THE TASK »
Read through the records below and copy each line that uses the word "styles".

---------------

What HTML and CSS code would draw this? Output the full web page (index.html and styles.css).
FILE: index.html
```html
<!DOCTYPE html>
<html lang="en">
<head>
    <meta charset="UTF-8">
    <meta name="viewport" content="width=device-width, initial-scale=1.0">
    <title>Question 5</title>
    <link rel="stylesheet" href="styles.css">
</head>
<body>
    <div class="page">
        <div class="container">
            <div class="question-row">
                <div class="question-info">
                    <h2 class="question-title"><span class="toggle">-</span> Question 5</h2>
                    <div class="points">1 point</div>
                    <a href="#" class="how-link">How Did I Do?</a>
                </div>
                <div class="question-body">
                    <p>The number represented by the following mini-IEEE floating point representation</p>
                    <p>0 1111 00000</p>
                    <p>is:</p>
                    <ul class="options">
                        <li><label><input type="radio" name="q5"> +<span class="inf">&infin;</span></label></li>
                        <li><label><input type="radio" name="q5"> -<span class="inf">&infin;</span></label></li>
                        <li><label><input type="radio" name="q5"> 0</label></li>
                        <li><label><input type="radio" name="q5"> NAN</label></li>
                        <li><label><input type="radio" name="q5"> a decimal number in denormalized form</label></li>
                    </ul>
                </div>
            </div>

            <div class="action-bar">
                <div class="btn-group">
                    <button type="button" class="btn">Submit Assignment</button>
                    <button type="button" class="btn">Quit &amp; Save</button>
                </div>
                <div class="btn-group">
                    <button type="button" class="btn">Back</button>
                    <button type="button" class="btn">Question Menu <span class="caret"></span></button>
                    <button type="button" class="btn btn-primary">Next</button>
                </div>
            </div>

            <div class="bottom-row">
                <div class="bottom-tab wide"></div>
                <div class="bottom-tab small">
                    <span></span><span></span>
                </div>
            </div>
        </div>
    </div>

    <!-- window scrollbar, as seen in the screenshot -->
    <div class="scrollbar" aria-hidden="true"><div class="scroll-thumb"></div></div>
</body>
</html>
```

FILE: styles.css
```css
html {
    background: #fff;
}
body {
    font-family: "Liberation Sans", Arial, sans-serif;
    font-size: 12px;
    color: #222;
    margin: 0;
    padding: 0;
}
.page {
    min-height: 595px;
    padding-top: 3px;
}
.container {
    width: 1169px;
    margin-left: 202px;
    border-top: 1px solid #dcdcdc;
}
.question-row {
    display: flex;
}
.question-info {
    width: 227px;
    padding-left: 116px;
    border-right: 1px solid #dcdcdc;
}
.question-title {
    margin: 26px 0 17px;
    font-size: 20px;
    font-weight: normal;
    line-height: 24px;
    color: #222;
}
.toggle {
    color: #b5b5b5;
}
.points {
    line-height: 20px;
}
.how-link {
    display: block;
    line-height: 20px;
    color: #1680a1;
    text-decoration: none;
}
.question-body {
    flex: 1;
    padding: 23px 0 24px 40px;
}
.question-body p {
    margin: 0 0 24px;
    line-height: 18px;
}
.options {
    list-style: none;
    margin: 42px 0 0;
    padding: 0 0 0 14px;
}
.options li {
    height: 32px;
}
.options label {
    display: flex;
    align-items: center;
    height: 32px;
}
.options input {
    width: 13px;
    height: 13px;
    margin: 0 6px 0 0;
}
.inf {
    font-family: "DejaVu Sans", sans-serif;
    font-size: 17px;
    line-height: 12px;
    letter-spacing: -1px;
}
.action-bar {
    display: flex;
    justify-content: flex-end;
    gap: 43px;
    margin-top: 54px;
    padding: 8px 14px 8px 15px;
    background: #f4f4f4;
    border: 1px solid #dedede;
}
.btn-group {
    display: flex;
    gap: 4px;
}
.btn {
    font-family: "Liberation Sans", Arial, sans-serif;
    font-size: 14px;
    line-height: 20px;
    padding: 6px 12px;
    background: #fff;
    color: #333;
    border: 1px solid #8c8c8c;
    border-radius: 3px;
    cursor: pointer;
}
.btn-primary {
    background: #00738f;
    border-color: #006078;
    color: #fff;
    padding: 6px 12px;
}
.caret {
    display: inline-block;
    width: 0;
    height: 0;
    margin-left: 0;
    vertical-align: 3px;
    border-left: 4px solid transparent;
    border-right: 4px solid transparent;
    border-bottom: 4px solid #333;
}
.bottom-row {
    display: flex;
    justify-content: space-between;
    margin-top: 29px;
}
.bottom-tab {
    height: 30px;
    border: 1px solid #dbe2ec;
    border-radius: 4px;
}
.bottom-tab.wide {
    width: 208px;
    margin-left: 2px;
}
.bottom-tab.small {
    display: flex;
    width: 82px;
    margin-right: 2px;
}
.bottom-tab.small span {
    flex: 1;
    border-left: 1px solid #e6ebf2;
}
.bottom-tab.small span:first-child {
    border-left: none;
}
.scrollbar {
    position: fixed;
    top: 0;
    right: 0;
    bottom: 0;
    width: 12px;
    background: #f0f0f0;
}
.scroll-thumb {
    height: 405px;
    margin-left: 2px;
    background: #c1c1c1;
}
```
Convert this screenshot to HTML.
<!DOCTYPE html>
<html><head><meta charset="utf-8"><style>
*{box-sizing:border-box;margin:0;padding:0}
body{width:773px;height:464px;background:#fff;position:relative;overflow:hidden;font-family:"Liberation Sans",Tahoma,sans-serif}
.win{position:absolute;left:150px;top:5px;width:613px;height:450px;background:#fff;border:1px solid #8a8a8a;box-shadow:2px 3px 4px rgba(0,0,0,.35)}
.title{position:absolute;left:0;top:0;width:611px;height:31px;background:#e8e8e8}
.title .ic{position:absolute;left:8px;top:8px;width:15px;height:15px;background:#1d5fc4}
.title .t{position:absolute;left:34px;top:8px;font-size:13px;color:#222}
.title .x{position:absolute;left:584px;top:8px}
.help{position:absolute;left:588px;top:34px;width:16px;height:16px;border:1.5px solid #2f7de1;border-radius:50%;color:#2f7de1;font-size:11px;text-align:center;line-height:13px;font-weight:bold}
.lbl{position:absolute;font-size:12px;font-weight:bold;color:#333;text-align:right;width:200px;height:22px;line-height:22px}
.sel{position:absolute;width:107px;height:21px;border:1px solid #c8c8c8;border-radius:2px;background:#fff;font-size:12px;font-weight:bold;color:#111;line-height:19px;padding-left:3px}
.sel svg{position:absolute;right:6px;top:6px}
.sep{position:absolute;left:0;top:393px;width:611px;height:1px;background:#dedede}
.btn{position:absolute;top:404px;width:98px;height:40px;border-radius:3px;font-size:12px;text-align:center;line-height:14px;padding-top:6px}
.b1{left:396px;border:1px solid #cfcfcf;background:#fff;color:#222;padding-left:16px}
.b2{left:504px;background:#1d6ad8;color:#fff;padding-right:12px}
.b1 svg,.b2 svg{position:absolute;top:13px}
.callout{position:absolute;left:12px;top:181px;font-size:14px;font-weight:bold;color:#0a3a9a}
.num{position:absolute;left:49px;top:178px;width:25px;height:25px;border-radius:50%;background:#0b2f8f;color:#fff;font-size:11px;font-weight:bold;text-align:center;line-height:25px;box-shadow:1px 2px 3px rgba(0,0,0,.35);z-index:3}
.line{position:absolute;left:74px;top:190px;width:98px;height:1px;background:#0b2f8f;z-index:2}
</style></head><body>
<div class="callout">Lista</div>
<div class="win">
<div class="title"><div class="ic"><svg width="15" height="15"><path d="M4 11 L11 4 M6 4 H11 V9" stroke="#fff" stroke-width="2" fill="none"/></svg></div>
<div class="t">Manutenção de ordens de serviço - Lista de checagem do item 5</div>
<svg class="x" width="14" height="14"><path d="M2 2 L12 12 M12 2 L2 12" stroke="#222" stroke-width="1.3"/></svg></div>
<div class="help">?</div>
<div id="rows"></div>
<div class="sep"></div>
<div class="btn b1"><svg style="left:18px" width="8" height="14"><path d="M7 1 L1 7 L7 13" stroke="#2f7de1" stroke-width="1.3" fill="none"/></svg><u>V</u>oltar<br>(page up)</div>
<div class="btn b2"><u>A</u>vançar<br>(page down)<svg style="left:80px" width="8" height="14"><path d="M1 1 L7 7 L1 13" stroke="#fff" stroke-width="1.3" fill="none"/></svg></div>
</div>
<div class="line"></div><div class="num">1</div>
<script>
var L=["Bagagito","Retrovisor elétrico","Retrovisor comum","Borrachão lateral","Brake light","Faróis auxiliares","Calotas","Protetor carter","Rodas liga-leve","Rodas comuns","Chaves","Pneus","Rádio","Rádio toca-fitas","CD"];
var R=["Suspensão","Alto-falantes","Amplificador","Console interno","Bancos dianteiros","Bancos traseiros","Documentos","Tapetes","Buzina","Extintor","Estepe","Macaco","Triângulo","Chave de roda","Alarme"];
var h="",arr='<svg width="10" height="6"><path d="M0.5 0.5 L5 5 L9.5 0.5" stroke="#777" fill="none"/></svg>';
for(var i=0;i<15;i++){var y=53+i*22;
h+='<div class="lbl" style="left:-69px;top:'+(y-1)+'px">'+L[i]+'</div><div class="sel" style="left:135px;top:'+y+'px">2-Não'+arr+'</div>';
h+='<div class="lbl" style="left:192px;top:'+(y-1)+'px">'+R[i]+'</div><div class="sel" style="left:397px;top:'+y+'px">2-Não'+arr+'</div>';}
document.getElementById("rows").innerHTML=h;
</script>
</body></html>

---------------

RESULT OF THE EXERCISE »
What HTML and CSS code would draw this? Output the full web page (index.html and styles.css).
    <link rel="stylesheet" href="styles.css">
FILE: styles.css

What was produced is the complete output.